When the pandemic altered the world as we knew it, some people coped with the stress and spare time by retreating to long-forgotten hobbies. Some took up exercise, others turned to the kitchen, and still more found relief by way of a green thumb. For new plant owners, caring for plants is equally therapeutic and aesthetically pleasing.
According to Psychology Today, being around plants can provide mental and physical health benefits, including reduced stress and depression, higher levels of creativity and production and stronger memory retention. Horticulture therapy, the practice of using plants and gardening to improve mental or physical health, applies these benefits in a controlled therapeutic setting.
Patrick Byers, a horticulture field specialist in Webster, says some of the benefits of horticulture therapy can be achieved simply by surrounding yourself with plants. A 2015 study from the Journal of Physiological Anthropology shows that working with and being around plants makes you feel more comfortable and reduce stress. “Plants and people are a great team,” Byers says. “There are well-documented connections between human well-being and the presence of plants.”

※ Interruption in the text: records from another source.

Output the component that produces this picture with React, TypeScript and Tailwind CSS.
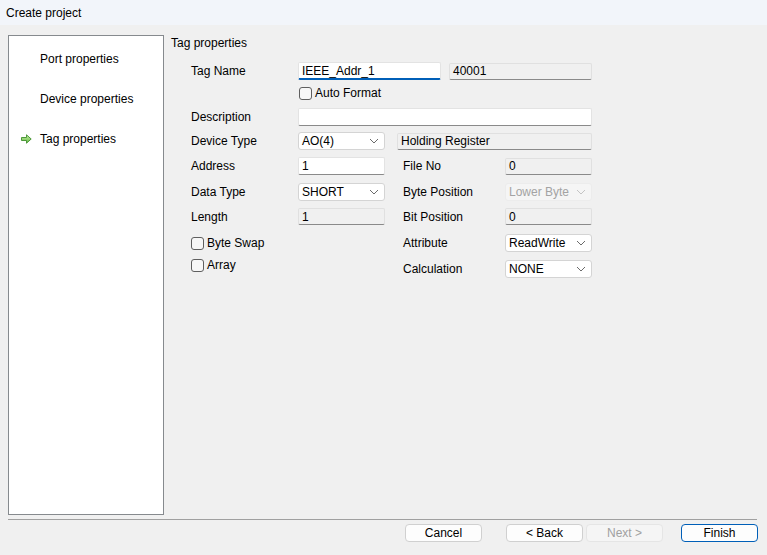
import React from "react";

const Chevron = ({ disabled = false }: { disabled?: boolean }) => (
  <svg width="10" height="6" viewBox="0 0 10 6" className="shrink-0">
    <path d="M1 1l4 4 4-4" fill="none" stroke={disabled ? "#c4c4c4" : "#6b6b6b"} strokeWidth="1" />
  </svg>
);

const TextBox = ({ value = "", w, focused = false }: { value?: string; w: string; focused?: boolean }) => (
  <div
    className={`${w} h-[18px] bg-white rounded-[2px] border border-[#e3e3e3] flex items-center px-[3px] ${
      focused ? "border-b-2 border-b-[#005fb8]" : "border-b-[#8a8a8a]"
    }`}
  >
    <span className="leading-none">{value}</span>
  </div>
);

const ReadBox = ({ value, w }: { value: string; w: string }) => (
  <div className={`${w} h-[17px] bg-[#f0f0f0] rounded-[2px] border border-[#e0e0e0] border-b-[#8a8a8a] flex items-center px-[3px]`}>
    <span className="leading-none">{value}</span>
  </div>
);

const Select = ({ value, disabled = false }: { value: string; disabled?: boolean }) => (
  <div
    className={`w-[87px] h-[18px] rounded-[3px] border flex items-center justify-between pl-[3px] pr-[5px] ${
      disabled ? "bg-[#f5f5f5] border-[#ececec] text-[#a3a3a3]" : "bg-white border-[#d4d4d4]"
    }`}
  >
    <span className="leading-none">{value}</span>
    <Chevron disabled={disabled} />
  </div>
);

const Check = ({ label }: { label: string }) => (
  <div className="flex items-center gap-[3px] h-[14px]">
    <div className="w-[13px] h-[13px] rounded-[3px] border border-[#5f5f5f] bg-[#f7f7f7]" />
    <span className="leading-none">{label}</span>
  </div>
);

const Label = ({ text, w = "w-[107px]" }: { text: string; w?: string }) => (
  <div className={`${w} shrink-0 leading-none`}>{text}</div>
);

const Button = ({ text, variant = "normal" }: { text: string; variant?: "normal" | "disabled" | "primary" }) => {
  const style =
    variant === "disabled"
      ? "bg-[#f5f5f5] border-[#e5e5e5] text-[#a0a0a0]"
      : variant === "primary"
      ? "bg-[#fdfdfd] border-[#005fb8] text-black"
      : "bg-[#fdfdfd] border-[#d0d0d0] text-black";
  return (
    <div className={`w-[77px] h-[18px] rounded-[4px] border flex items-center justify-center ${style}`}>
      <span className="leading-none">{text}</span>
    </div>
  );
};

export default function App() {
  return (
    <div
      className="w-[767px] h-[555px] bg-[#f0f0f0] flex flex-col text-[12px] text-black overflow-hidden"
      style={{ fontFamily: '"Liberation Sans", Arial, sans-serif' }}
    >
      {/* title bar */}
      <div className="h-[25px] shrink-0 bg-[#f2f5fa] flex items-center px-[6px]">
        <span className="leading-none">Create project</span>
      </div>

      {/* main */}
      <div className="flex pt-[10px] pl-[8px]">
        <div className="w-[156px] h-[480px] shrink-0 bg-white border border-[#868a8e] flex flex-col pt-[17px]">
          <div className="pl-[31px] h-[12px] leading-none">Port properties</div>
          <div className="pl-[31px] h-[12px] mt-[28px] leading-none">Device properties</div>
          <div className="flex items-center h-[12px] mt-[28px] pl-[12px]">
            <svg width="11" height="10" viewBox="0 0 11 10" className="mr-[8px]">
              <defs>
                <linearGradient id="ag" x1="0" y1="0" x2="0" y2="1">
                  <stop offset="0" stopColor="#c8f0a8" />
                  <stop offset="1" stopColor="#62b83e" />
                </linearGradient>
              </defs>
              <path d="M0.5 3.5h5V0.8L10.2 5 5.5 9.2V6.5h-5z" fill="url(#ag)" stroke="#3f8f2c" strokeWidth="0.9" />
            </svg>
            <span className="leading-none">Tag properties</span>
          </div>
        </div>

        <div className="ml-[7px] flex flex-col">
          <div className="h-[12px] mt-[2px] leading-none">Tag properties</div>

          <div className="pl-[20px] flex flex-col">
            {/* Tag Name */}
            <div className="flex items-start mt-[16px]">
              <Label text="Tag Name" />
              <div className="-mt-[3px] flex items-center gap-[8px]">
                <TextBox value="IEEE_Addr_1" w="w-[143px]" focused />
                <ReadBox value="40001" w="w-[143px]" />
              </div>
            </div>

            {/* Auto Format */}
            <div className="flex mt-[6px]">
              <div className="w-[108px] shrink-0" />
              <Check label="Auto Format" />
            </div>

            {/* Description */}
            <div className="flex items-center mt-[8px]">
              <Label text="Description" />
              <TextBox w="w-[294px]" />
            </div>

            {/* Device Type */}
            <div className="flex items-center mt-[6px]">
              <Label text="Device Type" />
              <Select value="AO(4)" />
              <div className="ml-[12px]">
                <ReadBox value="Holding Register" w="w-[195px]" />
              </div>
            </div>

            {/* Address / File No */}
            <div className="flex items-center mt-[7px]">
              <Label text="Address" />
              <TextBox value="1" w="w-[87px]" />
              <div className="w-[18px]" />
              <Label text="File No" w="w-[102px]" />
              <ReadBox value="0" w="w-[87px]" />
            </div>

            {/* Data Type / Byte Position */}
            <div className="flex items-center mt-[8px]">
              <Label text="Data Type" />
              <Select value="SHORT" />
              <div className="w-[18px]" />
              <Label text="Byte Position" w="w-[102px]" />
              <Select value="Lower Byte" disabled />
            </div>

            {/* Length / Bit Position */}
            <div className="flex items-center mt-[7px]">
              <Label text="Length" />
              <ReadBox value="1" w="w-[87px]" />
              <div className="w-[18px]" />
              <Label text="Bit Position" w="w-[102px]" />
              <ReadBox value="0" w="w-[87px]" />
            </div>

            {/* checkboxes / attribute, calculation */}
            <div className="flex mt-[9px]">
              <div className="w-[212px] shrink-0 flex flex-col gap-[8px] pt-[2px]">
                <Check label="Byte Swap" />
                <Check label="Array" />
              </div>
              <div className="flex flex-col gap-[8px]">
                <div className="flex items-center">
                  <Label text="Attribute" w="w-[102px]" />
                  <Select value="ReadWrite" />
                </div>
                <div className="flex items-center">
                  <Label text="Calculation" w="w-[102px]" />
                  <Select value="NONE" />
                </div>
              </div>
            </div>
          </div>
        </div>
      </div>

      {/* separator */}
      <div className="mt-[4px] ml-[8px] mr-[10px] h-[1px] bg-[#a0a0a0]" />

      {/* buttons */}
      <div className="flex justify-end items-center mt-[4px] pr-[9px]">
        <Button text="Cancel" />
        <div className="ml-[24px]">
          <Button text="< Back" />
        </div>
        <div className="ml-[3px]">
          <Button text="Next >" variant="disabled" />
        </div>
        <div className="ml-[18px]">
          <Button text="Finish" variant="primary" />
        </div>
      </div>
    </div>
  );
}
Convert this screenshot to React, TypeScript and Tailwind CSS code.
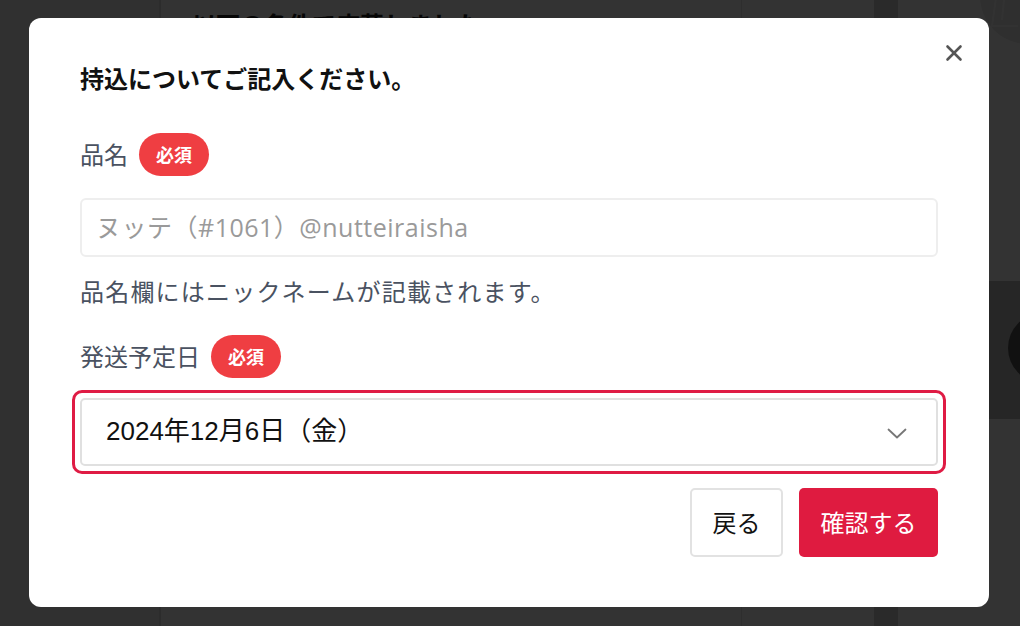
import React, { useState } from 'react';
import { X } from 'lucide-react';

const jp = { fontFamily: '"Noto Sans CJK JP", "Noto Sans", sans-serif' };
const latinFirst = { fontFamily: '"Open Sans", "Noto Sans CJK JP", sans-serif' };
const selectFont = { fontFamily: '"Liberation Sans", "Noto Sans CJK JP", sans-serif' };

const Required: React.FC = () => (
  <span className="inline-flex h-[43px] w-[70px] items-center justify-center rounded-full bg-[#ef3e42] text-[18px] font-bold text-white">
    必須
  </span>
);

const dates = ['2024年12月6日（金）', '2024年12月7日（土）', '2024年12月9日（月）'];

const BackgroundPage: React.FC = () => (
  <div className="flex h-[626px] w-full overflow-hidden bg-white">
    <aside className="w-[161px] shrink-0 border-r-2 border-[#dcdcdc] bg-[#f0f0f0]" />
    <main className="w-[580px] shrink-0 px-[31px] pt-[6px]">
      <h2 className="text-[24px] font-bold text-[#222]">以下の条件で応募しました</h2>
    </main>
    <section className="w-[133px] shrink-0 border-l border-[#e6e6e6]" />
    <div className="w-[24px] shrink-0 bg-[#d2d2d2]" />
    <div className="relative flex-1">
      <div className="absolute left-[82px] top-[-52px] h-[96px] w-[96px] rounded-full bg-[#e8e8e8]">
        <svg className="absolute left-[8px] top-[48px]" width="40" height="40" viewBox="0 0 40 40" fill="none" stroke="#fafafa" strokeWidth="2">
          <path d="M8 2 L4 30 L30 30" />
          <path d="M16 4 L14 24" />
        </svg>
      </div>
      <div className="mt-[281px] h-[138px] bg-[#bdbdbd]">
        <div className="relative left-[110px] top-[32px] h-[70px] w-[70px] rounded-full bg-[#555]" />
      </div>
    </div>
  </div>
);

export default function App() {
  const [date, setDate] = useState(dates[0]);

  return (
    <div className="relative h-[626px] w-[1020px] overflow-hidden" style={jp}>
      <BackgroundPage />
      <div className="absolute inset-0 flex items-center justify-center bg-black/80 pb-[2px] pr-[2px]">
        <div className="relative h-[589px] w-[960px] rounded-[12px] bg-white px-[51px] pt-[43px]">
          <button className="absolute right-[22px] top-[22px] text-[#555]" aria-label="閉じる">
            <X size={26} strokeWidth={2.4} />
          </button>

          <h3 className="text-[24px] font-bold leading-[34px] text-[#111]">持込についてご記入ください。</h3>

          <div className="mt-[38px] flex h-[43px] items-center gap-[11px]">
            <span className="text-[24px] text-[#4a5261]">品名</span>
            <Required />
          </div>
          <input
            style={latinFirst}
            className="mt-[22px] h-[59px] w-full rounded-[6px] border-2 border-[#eeeeee] px-[14px] text-[25px] tracking-[0.5px] outline-none placeholder:text-[#9a9a9a]"
            placeholder="ヌッテ（#1061）@nutteiraisha"
          />
          <p className="mt-[16px] text-[24px] leading-[36px] tracking-[1.2px] text-[#4a5261]">品名欄にはニックネームが記載されます。</p>

          <div className="mt-[26px] flex h-[43px] items-center gap-[11px]">
            <span className="text-[24px] text-[#4a5261]">発送予定日</span>
            <Required />
          </div>

          <div className="relative -mx-[8px] mt-[12px] rounded-[10px] border-[3px] border-[#df1b44] p-[5px]">
            <select
              value={date}
              onChange={(e) => setDate(e.target.value)}
              style={selectFont}
              className="h-[68px] w-full appearance-none rounded-[5px] border-2 border-[#e0e0e0] bg-white px-[24px] text-[26px] text-[#111] outline-none"
            >
              {dates.map((d) => (
                <option key={d}>{d}</option>
              ))}
            </select>
            <svg
              className="pointer-events-none absolute right-[36px] top-[35px]"
              width="20"
              height="11"
              viewBox="0 0 20 11"
              fill="none"
              stroke="#777"
              strokeWidth="1.8"
              strokeLinecap="round"
              strokeLinejoin="round"
            >
              <polyline points="1.5 1.5 10 9.5 18.5 1.5" />
            </svg>
          </div>

          <div className="mt-[14px] flex justify-end gap-[16px]">
            <button className="h-[69px] w-[93px] rounded-[5px] border-2 border-[#e2e2e2] bg-white text-[24px] text-[#111]">
              戻る
            </button>
            <button className="h-[69px] w-[139px] rounded-[5px] bg-[#df1b40] text-[24px] text-white">確認する</button>
          </div>
        </div>
      </div>
    </div>
  );
}
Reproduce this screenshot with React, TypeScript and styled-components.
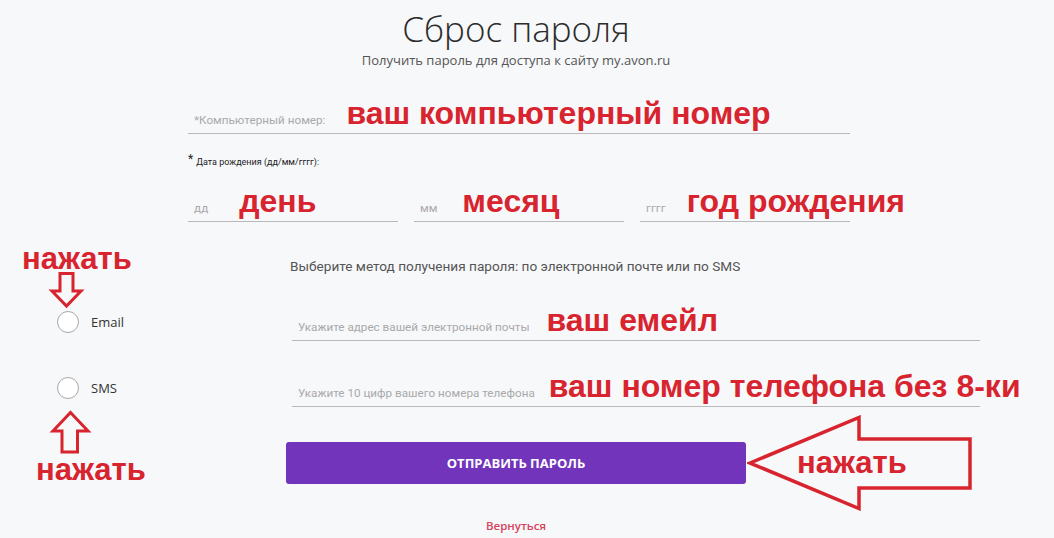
import styled, { createGlobalStyle } from "styled-components";

const GlobalStyle = createGlobalStyle`
  body {
    margin: 0;
    background: #f7f8fa;
    font-family: "Open Sans", "Liberation Sans", sans-serif;
  }
`;

const Page = styled.div`
  width: 1054px;
  height: 538px;
  overflow: hidden;
  background: #f7f8fa;
`;

const Header = styled.div`
  text-align: center;
  padding-top: 7px;
  padding-right: 22px;
`;

const Title = styled.h1`
  margin: 0;
  font-size: 35px;
  line-height: 44px;
  font-weight: 300;
  color: #2b2b2b;
`;

const Subtitle = styled.p`
  margin: 2px 0 0;
  font-size: 13px;
  line-height: 15px;
  color: #555;
`;

const TopForm = styled.div`
  width: 662px;
  margin-left: 188px;
  margin-top: 27px;
`;

const Field = styled.div<{ $width?: number; $indent?: number }>`
  display: flex;
  align-items: baseline;
  width: ${(p) => (p.$width ? `${p.$width}px` : "auto")};
  margin-left: ${(p) => p.$indent ?? 0}px;
  padding: 0 0 2px 6px;
  box-sizing: border-box;
  border-bottom: 1px solid #b9b9bc;
  white-space: nowrap;
`;

const Placeholder = styled.span`
  font-family: "Roboto", "Liberation Sans", sans-serif;
  font-size: 11.7px;
  color: #a9a9ab;
`;

const Note = styled.span<{ $gap?: number }>`
  font-family: "Liberation Sans", Arial, sans-serif;
  font-weight: 700;
  font-size: 32px;
  line-height: 36px;
  color: #d7242e;
  margin-left: ${(p) => p.$gap ?? 20}px;
`;

const DateLabel = styled.div`
  margin-top: 19px;
  font-family: "Roboto", "Liberation Sans", sans-serif;
  font-size: 9px;
  line-height: 12px;
  color: #222;

  span {
    font-size: 12px;
    vertical-align: 2px;
    margin-right: 3px;
  }
`;

const DateRow = styled.div`
  display: flex;
  gap: 16px;
  margin-top: 15px;
`;

const MethodSection = styled.div`
  display: grid;
  grid-template-columns: 286px 694px;
  margin-top: 23px;
`;

const ChoiceColumn = styled.div`
  display: flex;
  flex-direction: column;
  align-items: flex-start;
`;

const PressNote = styled.div<{ $left: number; $top: number }>`
  font-family: "Liberation Sans", Arial, sans-serif;
  font-weight: 700;
  font-size: 31px;
  line-height: 28px;
  color: #d7242e;
  margin-left: ${(p) => p.$left}px;
  margin-top: ${(p) => p.$top}px;
`;

const SmallArrow = styled.svg<{ $left: number; $top: number }>`
  display: block;
  margin-left: ${(p) => p.$left}px;
  margin-top: ${(p) => p.$top}px;
  overflow: visible;
`;

const RadioRow = styled.label<{ $top: number }>`
  display: flex;
  align-items: center;
  gap: 12px;
  margin-left: 57px;
  margin-top: ${(p) => p.$top}px;
  font-size: 13px;
  color: #333;
`;

const RadioCircle = styled.span`
  width: 20px;
  height: 20px;
  border-radius: 50%;
  border: 1px solid #a8a8a8;
  background: #fff;
`;

const MethodColumn = styled.div`
  display: flex;
  flex-direction: column;
  align-items: flex-start;
`;

const MethodHint = styled.p`
  margin: 13px 0 0 4px;
  font-family: "Roboto", "Liberation Sans", sans-serif;
  font-size: 13.6px;
  line-height: 16px;
  color: #555;
`;

const ContactField = styled(Field)<{ $top: number }>`
  width: 688px;
  margin-top: ${(p) => p.$top}px;
`;

const ActionRow = styled.div`
  display: flex;
  align-items: center;
  margin-top: 8px;
`;

const SubmitButton = styled.button`
  width: 460px;
  height: 42px;
  border: none;
  border-radius: 3px;
  background: #7134bb;
  color: #fff;
  font-family: "Open Sans", "Liberation Sans", sans-serif;
  font-weight: 700;
  font-size: 13px;
`;

const BigArrow = styled.div`
  position: relative;
  width: 226px;
  height: 96px;
  margin-left: 1px;
  display: flex;
  align-items: center;
  padding-left: 50px;
  box-sizing: border-box;

  svg {
    position: absolute;
    left: 0;
    top: 0;
  }
`;

const ArrowText = styled.span`
  position: relative;
  font-family: "Liberation Sans", Arial, sans-serif;
  font-weight: 700;
  font-size: 31px;
  color: #d7242e;
`;

const BackLink = styled.a`
  display: block;
  width: 460px;
  text-align: center;
  margin-top: 8px;
  font-size: 11.5px;
  line-height: 14px;
  font-weight: 600;
  color: #d6435c;
`;

const RED = "#d7242e";

const App = () => {
  return (
    <Page>
      <GlobalStyle />
      <Header>
        <Title>Сброс пароля</Title>
        <Subtitle>Получить пароль для доступа к сайту my.avon.ru</Subtitle>
      </Header>

      <TopForm>
        <Field>
          <Placeholder>*Компьютерный номер:</Placeholder>
          <Note $gap={21}>ваш компьютерный номер</Note>
        </Field>
        <DateLabel>
          <span>*</span>Дата рождения (дд/мм/гггг):
        </DateLabel>
        <DateRow>
          <Field $width={210}>
            <Placeholder>дд</Placeholder>
            <Note $gap={31}>день</Note>
          </Field>
          <Field $width={210}>
            <Placeholder>мм</Placeholder>
            <Note $gap={25}>месяц</Note>
          </Field>
          <Field $width={210}>
            <Placeholder>гггг</Placeholder>
            <Note $gap={21}>год рождения</Note>
          </Field>
        </DateRow>
      </TopForm>

      <MethodSection>
        <ChoiceColumn>
          <PressNote $left={22} $top={0}>нажать</PressNote>
          <SmallArrow $left={50} $top={-1} width="33" height="36" viewBox="0 0 33 36">
            <polygon
              points="10,1.5 23,1.5 23,19 31,19 16.5,34 2,19 10,19"
              fill="none"
              stroke={RED}
              strokeWidth="3"
            />
          </SmallArrow>
          <RadioRow $top={3}>
            <RadioCircle />
            Email
          </RadioRow>
          <RadioRow $top={44}>
            <RadioCircle />
            SMS
          </RadioRow>
          <SmallArrow $left={51} $top={11} width="39" height="44" viewBox="0 0 39 44">
            <polygon
              points="19.5,2.5 37,21 26.5,21 26.5,42 11,42 11,21 2,21"
              fill="none"
              stroke={RED}
              strokeWidth="3"
            />
          </SmallArrow>
          <PressNote $left={36} $top={2}>нажать</PressNote>
        </ChoiceColumn>

        <MethodColumn>
          <MethodHint>
            Выберите метод получения пароля: по электронной почте или по SMS
          </MethodHint>
          <ContactField $indent={6} $top={28}>
            <Placeholder>Укажите адрес вашей электронной почты</Placeholder>
            <Note $gap={17}>ваш емейл</Note>
          </ContactField>
          <ContactField $indent={6} $top={27}>
            <Placeholder>Укажите 10 цифр вашего номера телефона</Placeholder>
            <Note $gap={14}>ваш номер телефона без 8-ки</Note>
          </ContactField>
          <ActionRow>
            <SubmitButton>ОТПРАВИТЬ ПАРОЛЬ</SubmitButton>
            <BigArrow>
              <svg width="226" height="96" viewBox="0 0 226 96">
                <polygon
                  points="3,48 112,2.5 112,24 223,24 223,73 112,73 112,93.5"
                  fill="none"
                  stroke={RED}
                  strokeWidth="3.5"
                />
              </svg>
              <ArrowText>нажать</ArrowText>
            </BigArrow>
          </ActionRow>
          <BackLink>Вернуться</BackLink>
        </MethodColumn>
      </MethodSection>
    </Page>
  );
};

export default App;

Plants help humans by releasing oxygen and purifying the air, Byers says. Research shows that plants absorb toxins and improve air quality and overall health. “After the fifth or sixth Zoom call of the day, I can look over and get a lot of pleasure out of plants that are on the desk,” Byers says. “It’s very calming in my environment, and I know that those plants are physically helping me.”
For Elizabeth Ustinov, an MU senior studying journalism who has acquired five plants since March, buying greenery was a way to feel better. “It kind of gives me that responsibility to make sure that something I own doesn’t die or wither,” she says. “It helps me because I feel like I’m doing these plants good.”
With winter approaching and outdoor activities becoming less frequent, it becomes difficult to get outside and enjoy nature. To counteract the winter blues, it might be time to get that succulent or fern you’ve been wanting for your nightstand or desk.
Before picking your plant, find out which kinds will do best in your home this winter. With help from local experts, Vox came up with a list of plants that are perfect for newfound green thumbs.
Beautify your workspace:
These cascading houseplants make a statement in any room. Whether in a hanging basket or on a bookshelf, pothos are happy when watered after the soil has dried and do “beautifully” in indirect light, Byers says, making them great for your single-window bedroom. These plants are not suitable for households with cats or dogs.
For a plant that multitasks:
Not only is the aloe plant great for beginners, but its leaves also have healing purposes. A type of succulent, this medicinal plant can be used to relieve burns and heal wounds, though it is not suitable for households with cats. “If I could only keep one plant, it’d be this,” Diana Denman, owner of Columbia plant shop Wolf’s Point Studio says. Put an aloe plant on an end table near a window to spice up your living room.
Doubt your green thumb capabilities?
cactus or succulent
If you’re not confident in your ability to keep a plant alive, a cactus or succulent might be perfect, particularly because they thrive on neglect, Denman says. This winter, stick your cactus or succulent in a windowsill so it can soak up as much light as possible.
Want a bit of a challenge?
Ferns can be tricky if you don’t know the environment they need. Byers recommends putting them in your kitchen or bathroom for high humidity. Boston ferns need moisture and low light, so keep the soil damp by misting it once or twice a week.
Want some color?
If you want a plant that flowers, the Christmas cactus is perfect for the holiday season. Byers says they are “tried and true” indoor plants and reliably flower every winter if you cut back on watering. They can handle low and high light but will flower more readily in a brighter environment.